Results for normalized peak vertical ground reaction force mimicked those for peak velocity to suggest an association between the two. Participants produced greater vertical ground reaction force for long configurations and longer step displacements compared to the shorter counterparts similar to elsewhere (Frederick and Hagy 1986). Our findings also compare similarly to hand movements in which greater grasping force (Jackson and Shaw 2000) and lifting force (Brenner and Smeets 1996) accompanied large-sized objects; thus, larger hand apertures. Similar to PV results, gaze condition effects on normalized peak vertical ground reaction force amplitude did not exist for step displacement. However, unlike results for PV, correlative relationships with step displacement also did not exist for normalized peak vertical ground reaction force amplitude. We use the discussion in the next section to address these seemingly contradicting outcomes.

Motor planning versus motor execution

We found evidence to support the use of V−H illusion influences on perceptual judgments in our participants in each of the gaze conditions. This is not surprising considering that viewing stimuli were the same for perceptual judgments across gaze conditions. We also found that allowing people to look down during movement (MF) produced similar results to control trials, regardless of the use of different stimuli and greater gaze restrictions set for MF. Looking down during movement in MF also resulted in different anticipatory postural adjustments, peak velocity, vertical ground reaction forces, yet similar length estimations using step displacements compared to restricting gaze away from movements (TF and RTF). Asking participants to look at the real or remembered intersection of the V−H illusion during the movement altered the planning of the step and early step execution through approximately the first half of the movement (see results of APA measures and PV) but not the final performance (step displacement). These findings support the use of a dynamic model in which illusory effects on movement can change over time (Glover and Dixon 2001) or the digit control model in which different parameters of movement rely on different spatial attributes (Smeets et al. 2003) with gaze directed away from movement. Results also support the use of a constant model in which no illusory influences existed on movement planning or execution (Danckert et al. 2002) with gaze direction toward movement to suggest gaze direction can influence illusory effects over movement control.
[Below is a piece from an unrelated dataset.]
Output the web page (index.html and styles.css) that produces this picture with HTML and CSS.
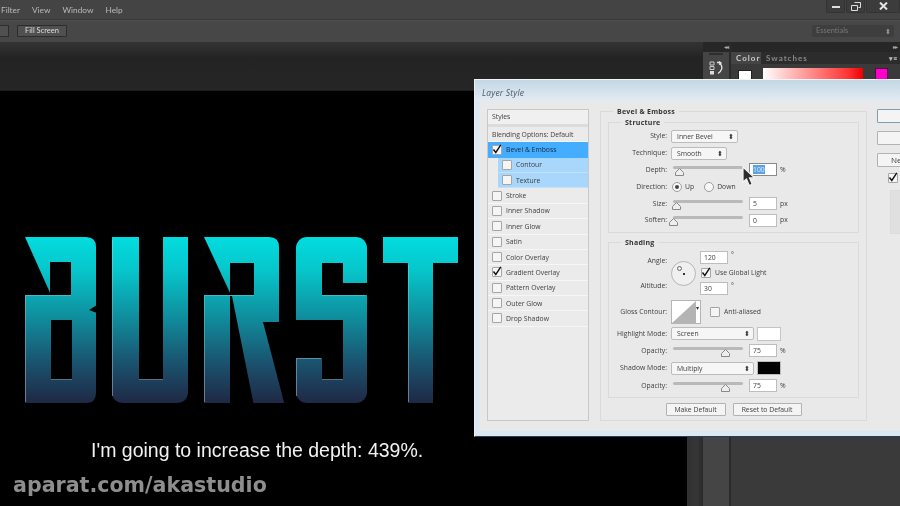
FILE: index.html
```html
<!DOCTYPE html>
<html lang="en">
<head>
<meta charset="utf-8">
<title>Layer Style</title>
<link rel="stylesheet" href="styles.css">
</head>
<body>
<div class="app">
  <header class="menubar">
    <nav class="menus"><span>Filter</span><span>View</span><span>Window</span><span>Help</span></nav>
    <div class="winctl">
      <span class="winbtn w-min"><svg width="8" height="3"><rect width="8" height="2" y="1" fill="#ddd"/></svg></span>
      <span class="winbtn w-res"><svg width="10" height="9" viewBox="0 0 10 9"><path d="M3.5.5h6v5h-2M.5 3.500h6v5h-6z" fill="none" stroke="#ddd"/></svg></span>
      <span class="winbtn w-close"><svg width="9" height="8" viewBox="0 0 9 8"><path d="M1 .5l7 7M8 .5l-7 7" stroke="#e4e4e4" stroke-width="2"/></svg></span>
    </div>
  </header>
  <div class="optionsbar">
    <span class="optbtn stub"></span>
    <span class="optbtn">Fill Screen</span>
    <span class="workspace-select">Essentials<i class="updown">⬍</i></span>
  </div>
  <div class="workspace">
    <div class="docarea">
      <div class="tabstrip"></div>
      <div class="canvasrow">
        <div class="canvas">
          <svg class="art" width="687" height="416" viewBox="0 91 687 416" aria-label="BURST">
            <defs>
              <linearGradient id="burstfill" gradientUnits="userSpaceOnUse" x1="0" y1="237" x2="0" y2="403">
                <stop offset="0" stop-color="#03dcdf"/>
                <stop offset=".2" stop-color="#06c6cb"/>
                <stop offset=".5" stop-color="#108a9a"/>
                <stop offset=".75" stop-color="#1a5470"/>
                <stop offset="1" stop-color="#1f2845"/>
              </linearGradient>
              <linearGradient id="edge" gradientUnits="userSpaceOnUse" x1="0" y1="237" x2="0" y2="403">
                <stop offset="0" stop-color="#5fe8ea"/>
                <stop offset=".5" stop-color="#5fb0bc"/>
                <stop offset="1" stop-color="#8f9bb0"/>
              </linearGradient>
              <clipPath id="clip-b"><path d="M25 237H86Q96 237 96 247V393Q96 403 86 403H25Z"/></clipPath>
              <clipPath id="clip-u"><path d="M112 237H188V391Q188 403 176 403H124Q112 403 112 391Z"/></clipPath>
              <clipPath id="clip-r"><path d="M204 237H269Q279 237 279 247V322H285V403H204Z"/></clipPath>
              <clipPath id="clip-s"><rect x="296" y="237" width="71" height="166" rx="11"/></clipPath>
              <clipPath id="clip-t"><rect x="383" y="237" width="75" height="166"/></clipPath>
            </defs>
            <g class="burst">
              <g clip-path="url(#clip-b)"><text x="42" y="390" transform="scale(.6 1)">B</text></g>
              <g clip-path="url(#clip-u)"><text x="187" y="390" transform="scale(.6 1)">U</text></g>
              <g clip-path="url(#clip-r)"><text x="340" y="390" transform="scale(.6 1)">R</text></g>
              <g clip-path="url(#clip-s)"><text x="493" y="390" transform="scale(.6 1)">S</text></g>
              <g clip-path="url(#clip-t)"><text x="638" y="390" transform="scale(.6 1)">T</text></g>
            </g>
            <g class="cuts">
              <polygon points="20,232 25,237 51,295 20,295"/>
              <rect x="50" y="262" width="21" height="33"/>
              <rect x="51" y="320" width="21" height="60"/>
              <polygon points="89,310 97,305 97,313"/>
              <rect x="139" y="230" width="24" height="150"/>
              <polygon points="199,232 204,237 231,295 199,295"/>
              <rect x="230" y="263" width="24" height="32"/>
              <polygon points="230,296 232,296 254,406 230,406"/>
              <polygon points="263,322 290,322 290,406 285,406"/>
              <rect x="322" y="263" width="21" height="32"/>
              <rect x="322" y="283" width="46" height="12"/>
              <rect x="295" y="320" width="48" height="38"/>
              <rect x="322" y="358" width="21" height="22"/>
              <rect x="382" y="263" width="26" height="142"/>
              <rect x="433" y="263" width="26" height="142"/>
            </g>
            <g class="edges">
              <path d="M25.500 296V402M112.500 240V396M204.500 296V402M296.500 358V396M408.500 265V402"/>
              <path d="M25 295.500H71M51 379.500H72M139 379.500H163M204 295.500H254M322 295.500H365M322 379.500H343M297 358.500H321"/>
            </g>
          </svg>
          <p class="subtitle">I'm going to increase the depth: 439%.</p>
          <p class="watermark">aparat.com/akastudio</p>
        </div>
        <div class="gutter"></div>
      </div>
    </div>
    <aside class="dock">
      <div class="collapse"><span class="chev">◂◂</span></div>
      <div class="dockbody">
        <div class="dockgrip"></div>
        <svg class="dockicon" width="15" height="14" viewBox="0 0 15 14"><path d="M1 1h4v3H1zM1 5.500h4v3H1z" fill="none" stroke="#ccc"/><rect x="1" y="10" width="4" height="3.500" fill="#ddd"/><path d="M8 1.500h3.500M10 .5l2 1.500-2 1.500M11.500 3c2.500 3 1.500 7-2.500 9.500" fill="none" stroke="#e5e5e5" stroke-width="1.300"/></svg>
      </div>
    </aside>
    <aside class="panels">
      <div class="collapse right"><span class="chev">▸▸</span></div>
      <div class="panel">
        <div class="paneltabs"><span class="tab on">Color</span><span class="tab">Swatches</span><span class="panelmenu">▾≡</span></div>
        <div class="colorrow">
          <span class="fgswatch"></span>
          <span class="spectrum"></span>
          <span class="magenta"></span>
        </div>
      </div>
    </aside>
  </div>
</div>

<section class="dialog">
  <h1 class="dtitle">Layer Style</h1>
  <div class="dbody">
    <div class="styles">
      <div class="shead">Styles</div>
      <div class="srow blend">Blending Options: Default</div>
      <div class="srow active"><span class="cb checked"><svg width="10" height="10" viewBox="0 0 10 10"><path d="M1.500 5.500l2.300 3L8.800.8" fill="none" stroke="#111" stroke-width="1.400"/></svg></span>Bevel &amp; Emboss</div>
      <div class="srow sub"><span class="cb"></span>Contour</div>
      <div class="srow sub"><span class="cb"></span>Texture</div>
      <div class="srow"><span class="cb"></span>Stroke</div>
      <div class="srow"><span class="cb"></span>Inner Shadow</div>
      <div class="srow"><span class="cb"></span>Inner Glow</div>
      <div class="srow"><span class="cb"></span>Satin</div>
      <div class="srow"><span class="cb"></span>Color Overlay</div>
      <div class="srow"><span class="cb checked"><svg width="10" height="10" viewBox="0 0 10 10"><path d="M1.500 5.500l2.300 3L8.800.8" fill="none" stroke="#111" stroke-width="1.400"/></svg></span>Gradient Overlay</div>
      <div class="srow"><span class="cb"></span>Pattern Overlay</div>
      <div class="srow"><span class="cb"></span>Outer Glow</div>
      <div class="srow"><span class="cb"></span>Drop Shadow</div>
    </div>

    <div class="options">
      <div class="group outer">
        <div class="legend">Bevel &amp; Emboss</div>
        <div class="group inner structure">
          <div class="legend sm">Structure</div>
          <div class="form">
            <label>Style:</label><div class="ctl"><span class="select w67">Inner Bevel<i>⬍</i></span></div>
            <label>Technique:</label><div class="ctl"><span class="select w56">Smooth<i>⬍</i></span></div>
            <label>Depth:</label><div class="ctl"><span class="slider"><svg class="thumb t-depth" width="9" height="8" viewBox="0 0 9 8"><path d="M.5 7.500v-3l4-4 4 4v3z" fill="#eee" stroke="#888"/></svg></span><span class="input sel"><b>100</b></span><span class="unit">%</span></div>
            <label>Direction:</label><div class="ctl radios"><span class="radio on"></span><span class="rlabel">Up</span><span class="radio"></span><span class="rlabel">Down</span></div>
            <label>Size:</label><div class="ctl"><span class="slider"><svg class="thumb t-size" width="9" height="8" viewBox="0 0 9 8"><path d="M.5 7.500v-3l4-4 4 4v3z" fill="#eee" stroke="#888"/></svg></span><span class="input">5</span><span class="unit">px</span></div>
            <label>Soften:</label><div class="ctl"><span class="slider"><svg class="thumb t-soft" width="9" height="8" viewBox="0 0 9 8"><path d="M.5 7.500v-3l4-4 4 4v3z" fill="#eee" stroke="#888"/></svg></span><span class="input">0</span><span class="unit">px</span></div>
          </div>
          <svg class="cursor" width="16" height="21" viewBox="0 0 16 21"><path d="M1 1v15l3.500-3 2.700 6.500 3-1.300-2.700-6.300h5z" fill="#2c2c2c" stroke="#f4f4f4" stroke-width="1.200"/></svg>
        </div>
        <div class="group inner shading">
          <div class="legend sm">Shading</div>
          <div class="anglerow">
            <div class="anglelabels"><label>Angle:</label><label>Altitude:</label></div>
            <div class="dial"><i class="dot"></i><i class="light"></i></div>
            <div class="anglectl">
              <div class="ctl"><span class="input">120</span><span class="unit deg">°</span></div>
              <div class="ctl"><span class="cb checked"><svg width="10" height="10" viewBox="0 0 10 10"><path d="M1.500 5.500l2.300 3L8.800.8" fill="none" stroke="#111" stroke-width="1.400"/></svg></span><span class="cbtext">Use Global Light</span></div>
              <div class="ctl"><span class="input">30</span><span class="unit deg">°</span></div>
            </div>
          </div>
          <div class="glossrow">
            <label>Gloss Contour:</label>
            <span class="contour"><svg width="24" height="22" viewBox="0 0 24 22"><polygon points="0,22 24,0 24,22" fill="#b4b4b4"/></svg><i>▾</i></span>
            <span class="cb"></span><span class="cbtext">Anti-aliased</span>
          </div>
          <div class="form modes">
            <label>Highlight Mode:</label><div class="ctl"><span class="select w83">Screen<i>⬍</i></span><span class="swatch white"></span></div>
            <label>Opacity:</label><div class="ctl"><span class="slider"><svg class="thumb t-op" width="9" height="8" viewBox="0 0 9 8"><path d="M.5 7.500v-3l4-4 4 4v3z" fill="#eee" stroke="#888"/></svg></span><span class="input">75</span><span class="unit">%</span></div>
            <label>Shadow Mode:</label><div class="ctl"><span class="select w83">Multiply<i>⬍</i></span><span class="swatch black"></span></div>
            <label>Opacity:</label><div class="ctl"><span class="slider"><svg class="thumb t-op" width="9" height="8" viewBox="0 0 9 8"><path d="M.5 7.500v-3l4-4 4 4v3z" fill="#eee" stroke="#888"/></svg></span><span class="input">75</span><span class="unit">%</span></div>
          </div>
        </div>
        <div class="defaults"><span class="btn mk">Make Default</span><span class="btn rs">Reset to Default</span></div>
      </div>
    </div>

    <div class="actions">
      <span class="btn side primary"></span>
      <span class="btn side"></span>
      <span class="btn side new">New Style...</span>
      <div class="preview"><span class="cb checked"><svg width="10" height="10" viewBox="0 0 10 10"><path d="M1.500 5.500l2.300 3L8.800.8" fill="none" stroke="#111" stroke-width="1.400"/></svg></span></div>
      <div class="thumbbox"></div>
    </div>
  </div>
</section>
</body>
</html>
```
FILE: styles.css
```css
* { box-sizing: border-box; margin: 0; padding: 0; }
html, body { width: 900px; height: 506px; overflow: hidden; background: #000; }
body { position: relative; font-family: "Lato", "Liberation Sans", sans-serif; }

.app { display: flex; flex-direction: column; width: 900px; height: 506px; }

/* top bars */
.menubar { flex: 0 0 20px; display: flex; justify-content: space-between; background: #444; border-bottom: 1px solid #383838; }
.menus { display: flex; gap: 12px; padding: 3px 0 0 1px; font-size: 8.300px; color: #b9b9b9; line-height: 14px; filter: blur(.3px); }
.winctl { display: flex; gap: 1px; height: 13px; margin-right: 0; }
.winbtn { display: flex; align-items: center; justify-content: center; background: #3c3c3c; border: 1px solid #333; border-top: 0; border-radius: 0 0 2px 2px; }
.w-min { width: 19px; }
.w-res { width: 19px; }
.w-close { width: 34px; }
.optionsbar { flex: 0 0 22px; display: flex; align-items: center; gap: 8px; padding-bottom: 2px; background: #474747; border-top: 1px solid #4f4f4f; position: relative; }
.optbtn { width: 50px; height: 12px; font-size: 7.500px; line-height: 10px; text-align: center; color: #ddd; background: #505050; border: 1px solid #2c2c2c; border-radius: 1px; filter: blur(.25px); }
.optbtn.stub { width: 9px; border-left: 0; }
.workspace-select { margin-left: auto; margin-right: 6px; width: 82px; height: 12px; padding-left: 4px; display: flex; justify-content: space-between; font-size: 7.500px; line-height: 12px; color: #777; background: #3e3e3e; border-radius: 2px; filter: blur(.3px); }
.updown { font-style: normal; font-size: 7px; margin-right: 3px; color: #999; }

/* workspace */
.workspace { flex: 1; display: flex; min-height: 0; }
.docarea { width: 703px; display: flex; flex-direction: column; }
.tabstrip { flex: 0 0 49px; background: linear-gradient(#333 0, #2a2a2a 10px, #232323 16px, #262626 100%); border-bottom: 1px solid #1c1c1c; }
.canvasrow { flex: 1; display: flex; min-height: 0; }
.canvas { position: relative; width: 687px; background: #000; }
.gutter { flex: 1; background: linear-gradient(90deg, #303030, #363636 60%, #2a2a2a); }
.art { display: block; position: absolute; left: 0; top: 0; filter: blur(.35px); }
.burst text { font-family: "Inter", "Liberation Sans", sans-serif; font-weight: 900; font-size: 180px; fill: url(#burstfill); stroke: url(#burstfill); stroke-width: 100px; stroke-linejoin: round; }
.cuts polygon, .cuts rect { fill: #000; }
.edges path { fill: none; stroke: url(#edge); stroke-width: 1px; opacity: .7; }
.subtitle { position: absolute; left: 91px; top: 348px; font: 19.500px/22px "Liberation Sans", sans-serif; color: #f2f2f2; white-space: nowrap; filter: blur(.25px); }
.watermark { position: absolute; left: 13px; top: 382px; font: bold 20.600px/24px "DejaVu Sans", sans-serif; color: #8e8e8e; white-space: nowrap; filter: blur(.3px); }

.dock { width: 28px; display: flex; flex-direction: column; background: #454545; border-right: 2px solid #2b2b2b; }
.collapse { flex: 0 0 10px; background: #272727; display: flex; justify-content: flex-end; align-items: center; padding: 0 1px; }
.chev { font-size: 6px; line-height: 8px; letter-spacing: -1px; color: #aaa; }
.dockbody { flex: 1; display: flex; flex-direction: column; align-items: center; padding-top: 1px; gap: 6px; }
.dockgrip { width: 14px; height: 2px; background: #2e2e2e; }
.panels { flex: 1; display: flex; flex-direction: column; background: #3a3a3a; }
.collapse.right { padding-right: 3px; }
.panel { flex: 1; }
.paneltabs { height: 12px; display: flex; align-items: center; background: #2c2c2c; font-size: 8px; font-weight: 700; letter-spacing: 1px; color: #888; position: relative; filter: blur(.25px); }
.tab { padding: 0 3px 0 5px; line-height: 12px; }
.tab.on { background: #444; color: #ccc; width: 30px; }
.panelmenu { margin-left: auto; margin-right: 3px; font-size: 7px; letter-spacing: 0; color: #bbb; }
.colorrow { display: flex; align-items: flex-start; padding: 4px 0 0 7px; }
.fgswatch { width: 14px; height: 12px; margin-top: 2px; background: #fff; border: 1px solid #222; }
.spectrum { width: 100px; height: 14px; margin-left: 11px; background: linear-gradient(90deg, #fff, #f33 85%, #e00); }
.magenta { width: 13px; height: 14px; margin-left: 12px; background: #f0c; border: 1px solid #5a0a3e; }

/* dialog */
.dialog { position: absolute; left: 474px; top: 79px; width: 426px; height: 358px; overflow: hidden; background: #dce9f5; border-top: 1px solid #f2f6f8; border-left: 1px solid #e8f0f5; border-bottom: 1px solid #24424f; font-family: "Open Sans", "Liberation Sans", sans-serif; color: #3e3e3e; font-size: 6.800px; }
.dtitle { height: 21px; padding: 7px 0 0 7px; font: italic 8.500px/11px "Open Sans", "Liberation Sans", sans-serif; color: #4a5a68; background: linear-gradient(#c3d7e5, #e2ebf2); letter-spacing: .2px; filter: blur(.2px); }
.dbody { display: flex; height: 330px; margin-left: 5px; padding: 8px 0 0 7px; background: #e9e9e9; filter: blur(.25px); }

/* styles list */
.styles { width: 102px; height: 312px; flex: none; background: #ebebeb; border: 1px solid #c8c8c8; }
.shead { height: 17px; padding-left: 4px; line-height: 14px; background: #f0f0f0; border-bottom: 3px solid #dcdcdc; }
.srow { height: 15.360px; display: flex; align-items: center; gap: 4px; padding-left: 4px; line-height: 11px; border-bottom: 1px solid #f6f6f6; white-space: nowrap; }
.srow.active { background: #45adff; color: #1c2a38; border-bottom-color: #45adff; }
.srow.sub { margin-left: 10px; padding-left: 4px; background: #a9d6fb; border-bottom-color: #c2e2fb; }
.cb { flex: none; display: inline-block; width: 10px; height: 10px; background: #f5f5f5; border: 1px solid #a5a5a5; border-radius: 1px; position: relative; }
.cb svg { position: absolute; left: -1px; top: -2px; }

/* options */
.options { width: 267px; margin-left: 11px; flex: none; }
.group { border: 1px solid #dadada; }
.outer { height: 310px; margin-top: 2px; padding: 0 7px; }
.legend { width: fit-content; margin: -6px 0 0 5px; padding: 0 4px; background: #e9e9e9; font-weight: 700; font-size: 7px; line-height: 11px; color: #333; letter-spacing: .25px; }
.inner { position: relative; }
.legend.sm { margin-left: 12px; }
.structure { height: 111px; margin-top: 5px; }
.shading { height: 156px; margin-top: 9px; }
.form { display: grid; grid-template-columns: 58px 1fr; grid-auto-rows: 16.800px; column-gap: 4px; align-items: center; }
.form label, .anglelabels label, .glossrow label { text-align: right; line-height: 10px; }
.ctl { display: flex; align-items: center; }
.select { display: flex; justify-content: space-between; height: 13px; padding: 0 3px 0 5px; background: #f6f6f6; border: 1px solid #bcbcbc; border-radius: 2px; line-height: 11px; }
.select i { font-style: normal; font-size: 7px; color: #333; }
.w67 { width: 67px; }
.w56 { width: 56px; }
.w83 { width: 83px; }
.slider { position: relative; width: 70px; height: 3px; margin: -5px 6px 0 2px; background: #b9b9b9; border-radius: 2px; }
.thumb { position: absolute; top: 2px; }
.t-depth { left: 2px; }
.t-size { left: -1px; }
.t-soft { left: -4px; }
.t-op { left: 48px; }
.input { display: block; width: 28px; height: 13px; padding-left: 3px; background: #fff; border: 1px solid #bdbdbd; line-height: 11px; }
.input b { font-weight: 400; background: #5aa2e6; color: #dcecf8; }
.input.sel { border-color: #8a8a8a; }
.unit { margin-left: 3px; line-height: 10px; }
.deg { margin-top: -5px; }
.radio { width: 10px; height: 10px; background: #f8f8f8; border: 1px solid #9c9c9c; border-radius: 50%; position: relative; }
.radio.on::after { content: ""; position: absolute; left: 2px; top: 2px; width: 4px; height: 4px; border-radius: 50%; background: #444; }
.radios .radio:first-child { margin-left: 1px; }
.rlabel { margin: 0 10px 0 3px; line-height: 10px; }
.cursor { position: absolute; left: 133px; top: 43px; }

.anglerow { display: grid; grid-template-columns: 58px 25px auto; column-gap: 4px; align-items: center; height: 50px; }
.anglelabels { display: flex; flex-direction: column; gap: 15px; }
.dial { position: relative; width: 25px; height: 25px; border-radius: 50%; background: #f0f0f0; border: 1px solid #b5b5b5; }
.dot { position: absolute; left: 11px; top: 11px; width: 2px; height: 2px; background: #333; }
.light { position: absolute; left: 5px; top: 4px; width: 5px; height: 5px; border-radius: 50%; border: 1px solid #666; }
.anglectl { display: flex; flex-direction: column; gap: 4px; }
.anglectl .cb { margin: 0 4px 0 1px; }
.cbtext { line-height: 10px; }
.glossrow { display: grid; grid-template-columns: 58px 29px 10px auto; column-gap: 4px; align-items: center; height: 24px; margin-top: 2px; }
.glossrow .cb { margin-left: 6px; }
.glossrow .cbtext { margin-left: 6px; }
.contour { display: flex; width: 30px; height: 24px; background: #fff; border: 1px solid #b5b5b5; }
.contour svg { display: block; }
.contour i { font-style: normal; font-size: 6px; line-height: 14px; color: #333; }
.modes { grid-auto-rows: 17.300px; margin-top: 1px; }
.swatch { width: 24px; height: 14px; margin-left: 3px; border: 1px solid #c4c4c4; }
.white { background: #fff; }
.black { background: #000; border-color: #bbb; }

.defaults { display: flex; justify-content: center; gap: 7px; margin-top: 5px; }
.btn { display: block; height: 13px; line-height: 11px; text-align: center; background: #f4f4f4; border: 1px solid #b2b2b2; border-radius: 1px; white-space: nowrap; }
.mk { width: 60px; }
.rs { width: 69px; }

.actions { margin-left: 10px; flex: 1; display: flex; flex-direction: column; }
.side { width: 80px; height: 14px; margin-bottom: 8px; }
.primary { border-color: #7f9db0; border-width: 1.500px; }
.new { padding-left: 13px; text-align: left; font-size: 8px; margin-bottom: 6px; }
.preview { height: 10px; padding-left: 11px; }
.thumbbox { width: 60px; height: 44px; margin: 7px 0 0 13px; background: #e0e0e0; border: 1px solid #dcdcdc; }
```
Although our data do not support consistent illusory influences on step displacement performances, this may be linked to the poor performance of length estimations, thus greater errors using step displacements that occur with separate planes of stimulus presentation and movement (Dalecki et al. 2019).

Implications and future studies

The use of the V−H illusion may be developed into motor learning interventions to improve walking abilities in neurological populations in future studies. Walking speed is a critical clinical measurement of mobility (Saunders et al. 2020). Although step displacements remained the same, the results that revealed alterations in motor planning (APAs) and early step execution (PV) provided promising improvements in step initiation which may result in a faster walking speed. Future studies could include individuals with impaired walking ability to determine whether the methods, similar to those applied here, would generalize to other populations that may benefit from these alterations.

Conclusion

We found evidence that directing gaze toward movement after viewing an inverted T eliminated V−H illusory influences over movement planning and execution of length estimations using forward step displacements. We concluded that exploitation of simple deceptive visual cues in a vertical plane which may guide movement planning and early movement execution does not guide the termination of horizontal plane stepping movements according to the V−H illusory influences.